The building also has a living roof, which catches rain fall, and then runs down to a  reservoir located beside the building. This runoff is used for irrigation of the vineyard throughout the year. Indigenous vegetation is planted on the living roof, which comes alive between spring and fall; standing on its highest level I forgot I was standing on a manmade constructed building. The building was finished in 2006 and unsurprisingly it has been decorated with awards for both design and its incorporation into nature.

First planted in 2003, the vineyards are no exclusion to the Bournazeau’s  minimalist environmental footprint ideal. With 40 hectares in tow, they have planted only 23 so as to not stress the land. Given the philosophy in play, it comes as no surprise the farming practices at Terra Remota are completely organic. Each of its 12 parcels are also laid out north south to maximise the benefits of Emporda’s tramuntana winds while minimising the pressure on the plants coming with this wind.

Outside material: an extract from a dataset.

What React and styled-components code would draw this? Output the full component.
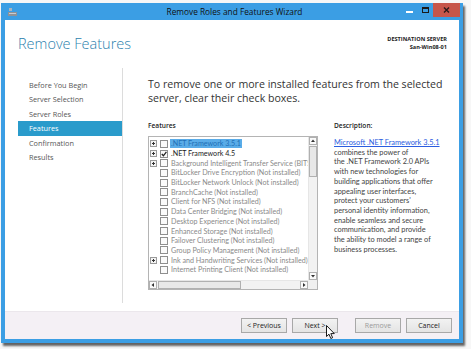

The varieties grown at Terra Remota include Grenache Blanc, Chardonnay, Chenin Blanc, Grenache, Tenpranillo, Cabernet Sauvignon, and Syrah. These grapes were chosen to best compliment the granite soil of the land, which lends minerality and freshness to the wines.

Upon harvest the grapes are brought to the top level of the cellar, where gravity starts the descent of the grape. Here the fruit is separated, sorted, and pressed. The juice then runs off down to fermentation, all of course by design. Makes sense though, right? I mean, why not work with gravity and save the effort and most likely time and expense that comes with working against it?

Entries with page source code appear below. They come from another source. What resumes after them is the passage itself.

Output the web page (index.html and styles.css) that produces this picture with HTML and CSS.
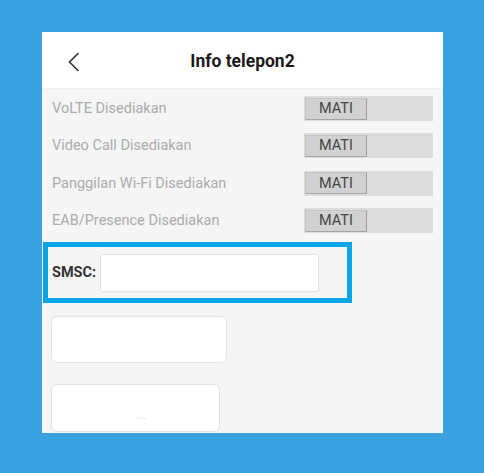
FILE: index.html
```html
<!DOCTYPE html>
<html>
<head>
<meta charset="utf-8">
<link rel="stylesheet" href="styles.css">
</head>
<body>
<div class="panel">
  <div class="header">
    <svg class="back" width="12" height="20" viewBox="0 0 12 20"><path d="M10.5 1 L1.5 10 L10.5 19" fill="none" stroke="#333" stroke-width="1.6"/></svg>
    <div class="title">Info telepon2</div>
  </div>
  <div class="list">
    <div class="row"><span class="label">VoLTE Disediakan</span><div class="toggle"><div class="thumb">MATI</div></div></div>
    <div class="row"><span class="label">Video Call Disediakan</span><div class="toggle"><div class="thumb">MATI</div></div></div>
    <div class="row"><span class="label">Panggilan Wi-Fi Disediakan</span><div class="toggle"><div class="thumb">MATI</div></div></div>
    <div class="row"><span class="label">EAB/Presence Disediakan</span><div class="toggle"><div class="thumb">MATI</div></div></div>
  </div>
  <div class="smsc">
    <span class="smsc-label">SMSC:</span>
    <div class="smsc-input"></div>
  </div>
  <div class="box box1"></div>
  <div class="box box2"><span class="mark"></span></div>
</div>
</body>
</html>
```
FILE: styles.css
```css
html, body {
  margin: 0;
  padding: 0;
  background: #3aa1e1;
  font-family: Roboto, "Noto Sans", sans-serif;
}
.panel {
  margin: 32px 0 0 42px;
  width: 401px;
  height: 401px;
  background: #f5f5f5;
  overflow: hidden;
}
.header {
  height: 57px;
  background: #fff;
  border-bottom: 1px solid #efefef;
  box-sizing: border-box;
  display: flex;
  align-items: center;
  justify-content: center;
  position: relative;
}
.back {
  position: absolute;
  left: 26px;
  top: 20px;
}
.title {
  font-size: 17.5px;
  font-weight: bold;
  color: #1a1a1a;
  margin-top: 2px;
}
.list {
  display: flex;
  flex-direction: column;
  gap: 12.4px;
  padding: 7px 10px 0 10px;
}
.row {
  height: 25px;
  display: flex;
  align-items: center;
  justify-content: space-between;
}
.label {
  font-size: 14.5px;
  color: #ababab;
}
.toggle {
  width: 129px;
  height: 25px;
  background: #dcdcdc;
  display: flex;
  align-items: center;
  padding: 1px;
  box-sizing: border-box;
}
.thumb {
  width: 62px;
  height: 22px;
  box-sizing: border-box;
  background: #d1d1d1;
  border: 1px solid #c4c4c4;
  border-right-color: #9f9f9f;
  border-bottom-color: #a6a6a6;
  font-size: 14.5px;
  color: #454545;
  display: flex;
  align-items: center;
  justify-content: center;
}
.smsc {
  margin: 9px 0 0 1px;
  width: 309px;
  height: 61px;
  box-sizing: border-box;
  border: 5px solid #0aa5e8;
  display: flex;
  align-items: center;
  padding-left: 4px;
}
.smsc-label {
  font-size: 14.5px;
  font-weight: bold;
  color: #333;
  width: 48px;
}
.smsc-input {
  width: 219px;
  height: 38px;
  box-sizing: border-box;
  background: #fff;
  border: 1px solid #e2e2e2;
  border-radius: 2px;
  margin-top: 1px;
}
.box {
  margin-left: 9px;
  background: #fff;
  border: 1px solid #e4e4e4;
  border-radius: 6px;
  box-sizing: border-box;
}
.box1 {
  margin-top: 13px;
  width: 176px;
  height: 47px;
}
.box2 {
  margin-top: 21px;
  width: 169px;
  height: 48px;
  display: flex;
  justify-content: center;
  align-items: flex-end;
}
.mark {
  width: 10px;
  height: 1px;
  background: #eeeeee;
  margin: 0 0 12px 12px;
}
```
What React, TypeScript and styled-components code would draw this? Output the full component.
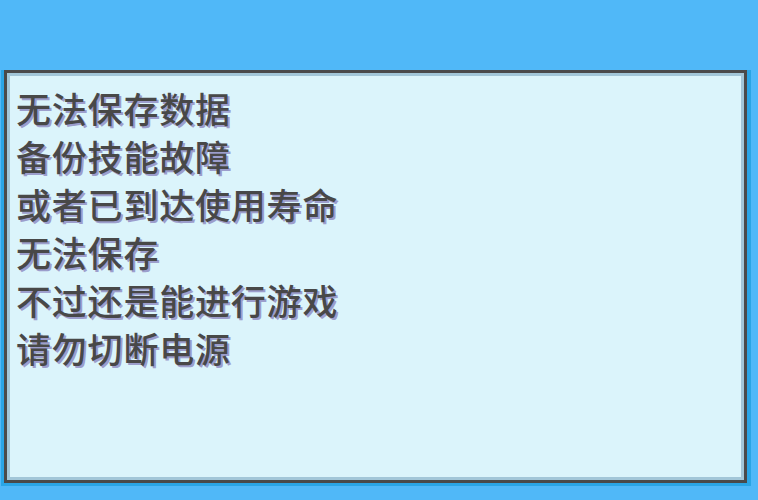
import * as React from "react";
import styled, { createGlobalStyle } from "styled-components";

const SKY = "#50b8f8";
const SKY_DARK = "#2aa5e6";
const FRAME = "#4a4a4a";
const FRAME_INNER = "#a2c6d8";
const PANEL = "#dbf4fb";
const TEXT = "#484848";
const TEXT_SHADOW = "#9c9ecc";

const lines = [
  "无法保存数据",
  "备份技能故障",
  "或者已到达使用寿命",
  "无法保存",
  "不过还是能进行游戏",
  "请勿切断电源",
];

const GlobalStyle = createGlobalStyle`
  html, body {
    margin: 0;
    padding: 0;
    background: ${SKY};
    width: 758px;
    height: 500px;
    overflow: hidden;
  }
`;

const Screen = styled.div`
  width: 758px;
  height: 500px;
  padding-top: 68px;
  padding-left: 1px;
  box-sizing: border-box;
`;

const Shadow = styled.div`
  width: 750px;
  box-sizing: border-box;
  border-left: 3px solid ${SKY_DARK};
  border-right: 4px solid ${SKY_DARK};
  border-bottom: 3px solid ${SKY_DARK};
`;

const Box = styled.div`
  margin-top: 2px;
  height: 413px;
  box-sizing: border-box;
  border: 3px solid ${FRAME};
  background: ${FRAME_INNER};
  padding: 3px;
`;

const Panel = styled.div`
  height: 100%;
  box-sizing: border-box;
  background: ${PANEL};
  padding: 8px 0 0 6px;
  display: flex;
  flex-direction: column;
`;

const Line = styled.div`
  font-family: "Noto Sans CJK SC", "Noto Sans", sans-serif;
  font-size: 35px;
  font-weight: 500;
  line-height: 48px;
  height: 48px;
  color: ${TEXT};
  text-shadow: 2px 2px 0 ${TEXT_SHADOW};
  letter-spacing: 0.8px;
  white-space: nowrap;
`;

export default function App() {
  return (
    <>
      <GlobalStyle />
      <Screen>
        <Shadow>
          <Box>
            <Panel>
              {lines.map((line, i) => (
                <Line key={i}>{line}</Line>
              ))}
            </Panel>
          </Box>
        </Shadow>
      </Screen>
    </>
  );
}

Once fermentation is complete, the “babies sleep” in oak 6-8 months for the white and rosé and 12, 24 and 36 months respectively for the reds.  From the tasting room you can actually view the nursery. Is this an accident? Given that this barrel room lies chronologically between said tasting room and the fermentation room and viewable from both is no accident. It’s part of the grand design.

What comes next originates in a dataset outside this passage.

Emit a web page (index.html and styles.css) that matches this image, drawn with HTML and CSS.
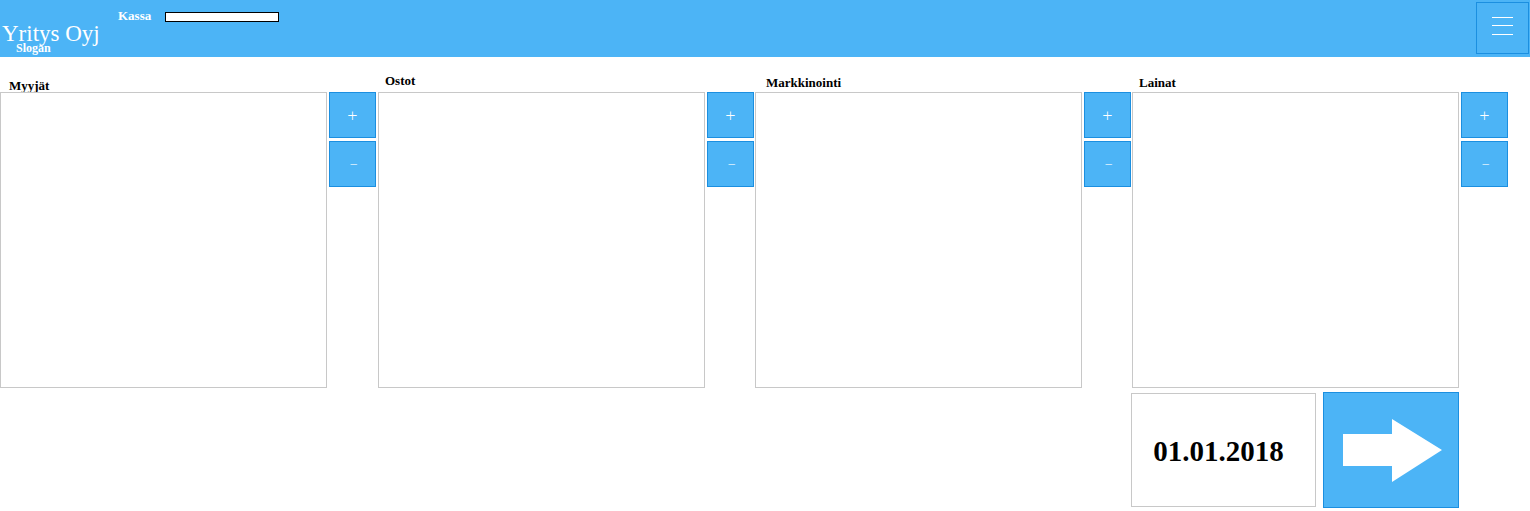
FILE: index.html
```html
<!DOCTYPE html>
<html lang="fi">
<head>
<meta charset="utf-8">
<title>Yritys Oyj</title>
<link rel="stylesheet" href="styles.css">
</head>
<body>
<header class="topbar">
  <div class="brand">
    <div class="brand-name">Yritys Oyj</div>
    <div class="brand-slogan">Slogan</div>
  </div>
  <div class="cash">
    <span class="cash-label">Kassa</span>
    <span class="cash-bar"></span>
  </div>
  <div class="spacer"></div>
  <button class="menu-btn" aria-label="Valikko">
    <svg width="21" height="18" viewBox="0 0 21 18"><g stroke="#fff" stroke-width="1"><line x1="0" y1="0.5" x2="21" y2="0.5"/><line x1="0" y1="8.5" x2="21" y2="8.5"/><line x1="0" y1="17.5" x2="21" y2="17.5"/></g></svg>
  </button>
</header>

<main class="board">
  <section class="col col-first">
    <div class="col-label label-1">Myyjät</div>
    <div class="col-row">
      <div class="list-box"></div>
      <div class="btn-stack">
        <button class="sq-btn">+</button>
        <button class="sq-btn minus">−</button>
      </div>
    </div>
  </section>
  <section class="col">
    <div class="col-label label-2">Ostot</div>
    <div class="col-row">
      <div class="list-box"></div>
      <div class="btn-stack">
        <button class="sq-btn">+</button>
        <button class="sq-btn minus">−</button>
      </div>
    </div>
  </section>
  <section class="col">
    <div class="col-label label-3">Markkinointi</div>
    <div class="col-row">
      <div class="list-box"></div>
      <div class="btn-stack">
        <button class="sq-btn">+</button>
        <button class="sq-btn minus">−</button>
      </div>
    </div>
  </section>
  <section class="col">
    <div class="col-label label-4">Lainat</div>
    <div class="col-row">
      <div class="list-box"></div>
      <div class="btn-stack">
        <button class="sq-btn">+</button>
        <button class="sq-btn minus">−</button>
      </div>
    </div>
    <div class="turn-row">
      <div class="date-box">01.01.2018</div>
      <button class="next-btn" aria-label="Seuraava">
        <svg width="134" height="114" viewBox="0 0 134 114"><polygon points="19,41 68,41 68,26 118,57 68,89 68,73 19,73" fill="#fff"/></svg>
      </button>
    </div>
  </section>
</main>
</body>
</html>
```

FILE: styles.css
```css
* { box-sizing: border-box; }

body {
  margin: 0;
  font-family: "Liberation Serif", "Times New Roman", serif;
  color: #000;
  background: #fff;
}

.topbar {
  display: flex;
  align-items: flex-start;
  height: 57px;
  background: #4cb4f6;
  color: #fff;
  padding-right: 1px;
}

.brand {
  width: 104px;
  padding: 24px 0 0 2px;
}

.brand-name {
  font-size: 23px;
  line-height: 19px;
  white-space: nowrap;
}

.brand-slogan {
  font-size: 12px;
  line-height: 10px;
  font-weight: bold;
  margin: 0 0 0 14px;
}

.cash {
  display: flex;
  align-items: center;
  padding-top: 11px;
  margin-left: 14px;
}

.cash-label {
  font-size: 13px;
  line-height: 13px;
  font-weight: bold;
  margin-top: -2px;
}

.cash-bar {
  display: block;
  width: 114px;
  height: 10px;
  margin-left: 14px;
  background: #fff;
  border: 1px solid #000;
}

.spacer { flex: 1; }

.menu-btn {
  width: 53px;
  height: 52px;
  margin-top: 2px;
  padding: 0 0 5px;
  display: flex;
  align-items: center;
  justify-content: center;
  background: #4cb4f6;
  border: 1px solid #1b8fe0;
}

.board {
  display: flex;
  align-items: flex-start;
  gap: 1px;
}

.col {
  display: flex;
  flex-direction: column;
}

.col-first { margin-right: 1px; }

.col-label {
  height: 35px;
  display: flex;
  align-items: flex-end;
  font-size: 13px;
  line-height: 13px;
  font-weight: bold;
}

.label-1 { padding: 0 0 0 9px; }
.label-2 { padding: 0 0 5px 7px; }
.label-3 { padding: 0 0 3px 11px; }
.label-4 { padding: 0 0 3px 7px; }

.col-row {
  display: flex;
  align-items: flex-start;
  gap: 2px;
}

.list-box {
  width: 327px;
  height: 296px;
  border: 1px solid #c8c8c8;
  background: #fff;
}

.btn-stack {
  display: flex;
  flex-direction: column;
  gap: 3px;
}

.sq-btn {
  width: 47px;
  height: 46px;
  padding: 0;
  background: #4cb4f6;
  border: 1px solid #1b8fe0;
  color: #fff;
  font-family: "Open Sans", "Liberation Sans", sans-serif;
  font-size: 18px;
  line-height: 18px;
  font-weight: 300;
}

.sq-btn.minus {
  font-size: 14px;
  padding-left: 2px;
}

.turn-row {
  display: flex;
  align-items: center;
  gap: 7px;
  margin-top: 4px;
  margin-left: -1px;
}

.date-box {
  width: 185px;
  height: 114px;
  border: 1px solid #c8c8c8;
  display: flex;
  align-items: center;
  justify-content: center;
  font-size: 29px;
  font-weight: bold;
  padding: 2px 10px 0 0;
}

.next-btn {
  width: 136px;
  height: 116px;
  padding: 0;
  display: block;
  background: #4cb4f6;
  border: 1px solid #1b8fe0;
}

.next-btn svg { display: block; }
```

Production at Terra Remota is modest, roughly 80,000-100,000 bottles annually of five different labels. Could they produce more? Well, sure, if they wanted to; Terra Remota does have 17 hectares to play with it, but it’s not part of the plan for now. What is part of the plan is great quality and balance in both taste and with nature. This, like the rest of the plan has been achieved grandly. Their first vintage was 2006, the same year its award winning facility was finished. Part of the plan? They actually say no, but when plans go well they often go really well. Having personally tasted their Camino, Clos Adrien, and Usted, I can honestly say Marc and Emma’s plan has gone, well, grand.

Sitting by the fireplace at Terra Remota (yes, they have one) and savouring a glass of Usted (production 2,000 bottles only) it was easy for me, if not natural, to have what I call a Hannibal moment. “I love it when a plan comes together”. Grand design has turned Terra Remota’s results into grand wine.